The Huskies lead the nation in scoring (91.3) and moved past Drake on Sunday for the top spot in assists per game at 22.6. Nine of the 11 players who saw action Sunday -- Dangerfield sat out as she deals with shin splints in her left leg -- had at least one assist. Sophomore forward Kyla Irwin chipped in five off the bench.
"Some of it was their defense, but a lot of it was we're a good passing team," UConn coach Geno Auriemma said. "And it's not just our guards. Most times if you look at basketball closely, when the guards have the ball then good things happen. And when they pass the ball to a big guy on the wing or at the high post, the offense dies unless that guy shoots it because they can only make plays for themselves. We spend a lot of time looking for and recruiting wings, post players, that can make a play not just for themselves. It's been like that here for a long, long time. We're fortunate that we have players here like that.
"When you have players that can finish, you try to work really hard at practice at getting players to get them the ball in places where they can finish. The nice thing about our team is we have a lot of guys who are scorers. If your scorers can't pass, then all the other scorers don't have a chance. Every time a scorer catches the ball, they're going to shoot it. Then you don't have a team, just a bunch of guys who want to score. That's a big priority for us, recruit guys who can score and when they're not open or someone else is open, find them. Sometimes it looks great and sometimes it doesn't. Most of the time for us that's where it goes."
UConn also leads the nation in field-goal percentage at 53.3.
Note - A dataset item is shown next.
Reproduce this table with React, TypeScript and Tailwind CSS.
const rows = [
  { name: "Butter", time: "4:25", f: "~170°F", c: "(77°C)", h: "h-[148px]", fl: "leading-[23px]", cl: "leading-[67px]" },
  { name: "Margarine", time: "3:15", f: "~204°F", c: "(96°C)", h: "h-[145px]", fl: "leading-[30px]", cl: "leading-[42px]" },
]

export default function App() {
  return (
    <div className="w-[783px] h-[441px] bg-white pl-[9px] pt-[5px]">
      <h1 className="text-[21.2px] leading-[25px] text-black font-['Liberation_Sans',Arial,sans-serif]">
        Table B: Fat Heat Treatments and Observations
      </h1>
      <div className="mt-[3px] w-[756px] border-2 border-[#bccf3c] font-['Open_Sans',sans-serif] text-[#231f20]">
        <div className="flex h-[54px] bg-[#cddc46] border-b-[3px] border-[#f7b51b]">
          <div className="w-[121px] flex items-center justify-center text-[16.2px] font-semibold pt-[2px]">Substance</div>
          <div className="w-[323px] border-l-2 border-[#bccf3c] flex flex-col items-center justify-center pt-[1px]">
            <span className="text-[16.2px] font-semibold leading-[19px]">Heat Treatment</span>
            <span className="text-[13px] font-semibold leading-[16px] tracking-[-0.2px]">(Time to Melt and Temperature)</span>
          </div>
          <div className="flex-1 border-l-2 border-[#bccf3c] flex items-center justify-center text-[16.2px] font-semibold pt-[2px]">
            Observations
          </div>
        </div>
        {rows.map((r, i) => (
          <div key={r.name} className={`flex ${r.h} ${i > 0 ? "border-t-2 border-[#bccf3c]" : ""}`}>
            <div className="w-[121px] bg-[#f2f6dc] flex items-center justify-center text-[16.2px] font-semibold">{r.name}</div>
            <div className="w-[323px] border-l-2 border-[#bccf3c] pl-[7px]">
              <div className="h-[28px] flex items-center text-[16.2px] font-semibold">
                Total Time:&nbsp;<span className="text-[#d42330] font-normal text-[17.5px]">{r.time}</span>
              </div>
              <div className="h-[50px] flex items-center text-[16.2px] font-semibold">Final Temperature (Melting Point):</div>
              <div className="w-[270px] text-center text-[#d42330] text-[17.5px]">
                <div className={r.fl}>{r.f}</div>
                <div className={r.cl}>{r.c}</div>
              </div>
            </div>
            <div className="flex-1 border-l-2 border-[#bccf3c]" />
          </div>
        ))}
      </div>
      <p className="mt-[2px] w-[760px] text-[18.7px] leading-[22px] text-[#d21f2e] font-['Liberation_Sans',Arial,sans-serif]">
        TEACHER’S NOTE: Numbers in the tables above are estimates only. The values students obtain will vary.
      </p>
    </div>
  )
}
And not only do the Huskies pass the ball, they pass it well. They rank second nationally with a 1.75 assist-to-turnover ratio, trailing only Mercer (1.82).
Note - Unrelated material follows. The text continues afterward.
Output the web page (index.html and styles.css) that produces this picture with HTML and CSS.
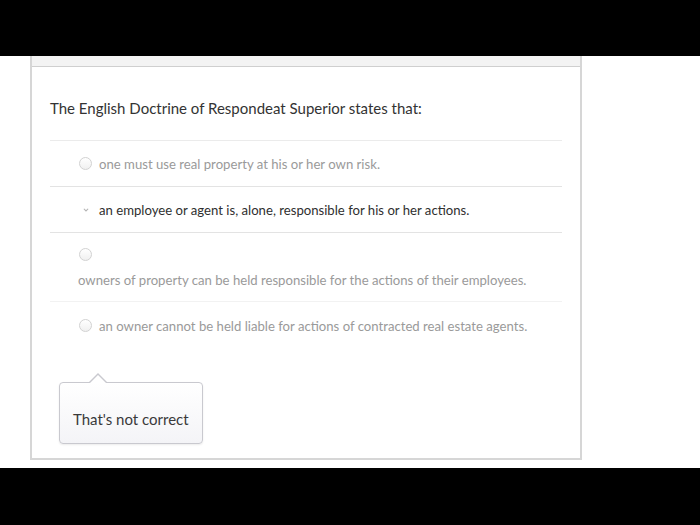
FILE: index.html
```html
<!DOCTYPE html>
<html>
<head>
<meta charset="utf-8">
<link rel="stylesheet" href="styles.css">
</head>
<body>
<div class="topbar"></div>
<div class="stage">
  <div class="card">
    <div class="card-head"></div>
    <div class="question">The English Doctrine of Respondeat Superior states that:</div>
    <div class="answers">
      <div class="answer">
        <span class="radio"></span>
        <span class="label">one must use real property at his or her own risk.</span>
      </div>
      <div class="answer selected">
        <span class="mark"><svg width="12" height="12" viewBox="0 0 12 12"><path d="M4.2 5.2 L6 6.9 L7.8 5.2" fill="none" stroke="#b5b5b5" stroke-width="1.1" stroke-linecap="round"/></svg></span>
        <span class="label">an employee or agent is, alone, responsible for his or her actions.</span>
      </div>
      <div class="answer stacked">
        <span class="radio"></span>
        <span class="label">owners of property can be held responsible for the actions of their employees.</span>
      </div>
      <div class="answer last">
        <span class="radio"></span>
        <span class="label">an owner cannot be held liable for actions of contracted real estate agents.</span>
      </div>
    </div>
    <div class="tip">That's not correct</div>
  </div>
</div>
<div class="bottombar"></div>
</body>
</html>
```
FILE: styles.css
```css
html, body {
  margin: 0;
  padding: 0;
  background: #ffffff;
  font-family: Lato, "Open Sans", "Liberation Sans", sans-serif;
}
.topbar {
  height: 56px;
  background: #000;
}
.bottombar {
  height: 57px;
  background: #000;
}
.stage {
  height: 412px;
  padding-left: 30px;
  box-sizing: border-box;
  background: #fff;
}
.card {
  width: 552px;
  height: 404px;
  box-sizing: border-box;
  border: 2px solid #d6d6d6;
  border-top: none;
  background: #fff;
}
.card-head {
  height: 10px;
  background: #f3f3f3;
  border-bottom: 1px solid #cfcfcf;
}
.question {
  padding: 31px 18px 22px 18px;
  font-size: 15px;
  line-height: 20px;
  color: #333;
}
.answers {
  margin: 0 18px;
}
.answer {
  display: flex;
  align-items: center;
  height: 46px;
  box-sizing: border-box;
  border-top: 1px solid #ebebeb;
  padding-left: 28px;
  font-size: 13.15px;
  color: #9a9a9a;
}
.answer.selected {
  color: #2f2f2f;
  padding-top: 1px;
}
.answer.selected + .answer,
.answer.selected {
  border-top-color: #e3e3e3;
}
.answer.last {
  border-top-color: #f2f2f2;
  padding-top: 2px;
}
.radio {
  width: 11px;
  height: 11px;
  border: 1px solid #d2d2d2;
  border-radius: 50%;
  background: linear-gradient(#ffffff, #f0f0f0);
  margin-left: 1px;
  margin-right: 7px;
  flex: none;
}
.mark {
  width: 13px;
  height: 12px;
  margin-left: 1px;
  margin-right: 7px;
  display: flex;
  align-items: center;
  justify-content: center;
  flex: none;
}
.answer.stacked {
  flex-direction: column;
  align-items: flex-start;
  height: 69px;
  padding-top: 15px;
}
.answer.stacked .radio {
  margin: 0 0 0 1px;
}
.answer.stacked .label {
  margin-top: 10px;
  line-height: 18px;
}
.tip {
  position: relative;
  margin: 35px 0 0 27px;
  width: 144px;
  height: 62px;
  box-sizing: border-box;
  border: 1px solid #c9c9cf;
  border-radius: 4px;
  background: linear-gradient(#ffffff, #f4f4f7);
  box-shadow: 0 1px 2px rgba(0,0,0,0.08);
  padding: 26px 0 0 13px;
  font-size: 15px;
  line-height: 20px;
  color: #3a3a3a;
}
.tip::before {
  content: "";
  position: absolute;
  left: 28px;
  top: -10px;
  width: 0;
  height: 0;
  border-left: 10px solid transparent;
  border-right: 10px solid transparent;
  border-bottom: 10px solid #c9c9cf;
}
.tip::after {
  content: "";
  position: absolute;
  left: 29px;
  top: -8px;
  width: 0;
  height: 0;
  border-left: 9px solid transparent;
  border-right: 9px solid transparent;
  border-bottom: 9px solid #ffffff;
}
```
"That is something we really focus on," Collier said. "We work on not getting passes tipped and completing our passes."
Remember when Samuelson came to UConn with the reputation as a shooter? She is second in the AAC in assist-to-turnover (2.85) and is joined in the top 10 by Dangerfield (third, 2.57), Collier (sixth, 1.94) and Williams (seventh, 1.85). Nurse has a 2.13 assist-to-turnover ratio but does not qualify for the league leaders; she is averaging fewer than 3.0 assists per game.
Collier had more turnovers than assists as a freshman, turned that number around during her All-American sophomore year, and has been even better as a junior.
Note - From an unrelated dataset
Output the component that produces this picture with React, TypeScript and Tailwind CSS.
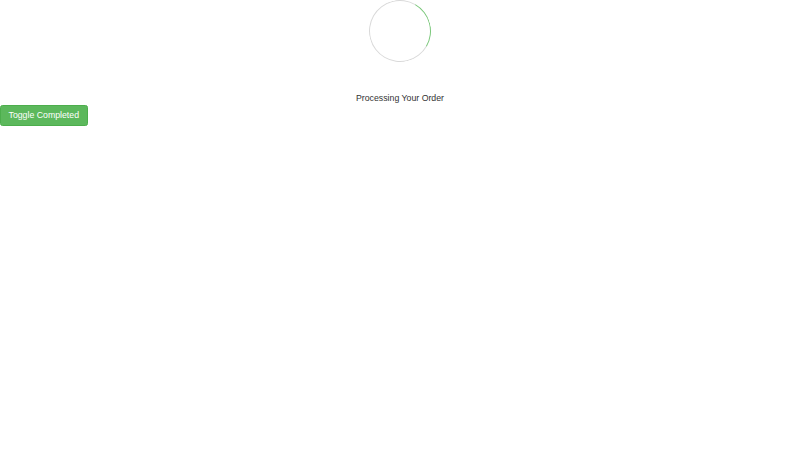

"There are a lot of different things that go into that," Nurse said. "One is experience and the ability to get more repetitions under your belt. And you have to want to do it. For example, Lou came in here and she was a really good shooter. She changed her game to where now not only is she a good shooter but she'll attack you or make great reads and great passes. That's made her a better player and us a better team because of it. It causes other teams to defend more people."
Samuelson's outlet passes that lead to fast-break points may be the most underrated and underappreciated part of her game.
Collier has become more accurate with her passes into the post -- mainly to Azura Stevens -- or kicking the ball out to one of the shooters at the 3-point line.
"I'm more confident with my passes so I'm giving people more looks," Collier said. "Z is really easy to throw to because she is so tall that you can just throw it up there. Obviously it's easier for me to throw it high because I'm taller, too. And Gabby can really jump so she's easy to throw the ball to. When I throw it to a shooter like Kia or Lou, I want to get it right where their hands are so they don't have to move and they get right into their shot."
Of course, what also helps is chemistry.
It was slowed early in the season as Samuelson dealt with a left foot sprain that cost her four games and Dangerfield was still getting comfortable as the team's starting point guard. But even without Dangerfield Sunday, there was no letdown.
"We're learning to play together a lot more," Williams said.
UConn (22-0, 10-0 AAC) had it together against Cincinnati, which is coached by former Huskies player and assistant Jamelle Elliott. The Bearcats (13-10, 5-5) led early at 11-9 before UConn took over. Samuelson had the final eight points of a 21-0 run that put UConn ahead for good as it posted its 74th consecutive home victory.
The Huskies also maintained their two-game lead in the league race over South Florida and Central Florida with six games to go. UConn travels to Orlando to take on UCF on Wednesday at CFE Arena (SNY, 7 p.m.) before returning to Connecticut to start a three-game homestand against Wichita State on Saturday.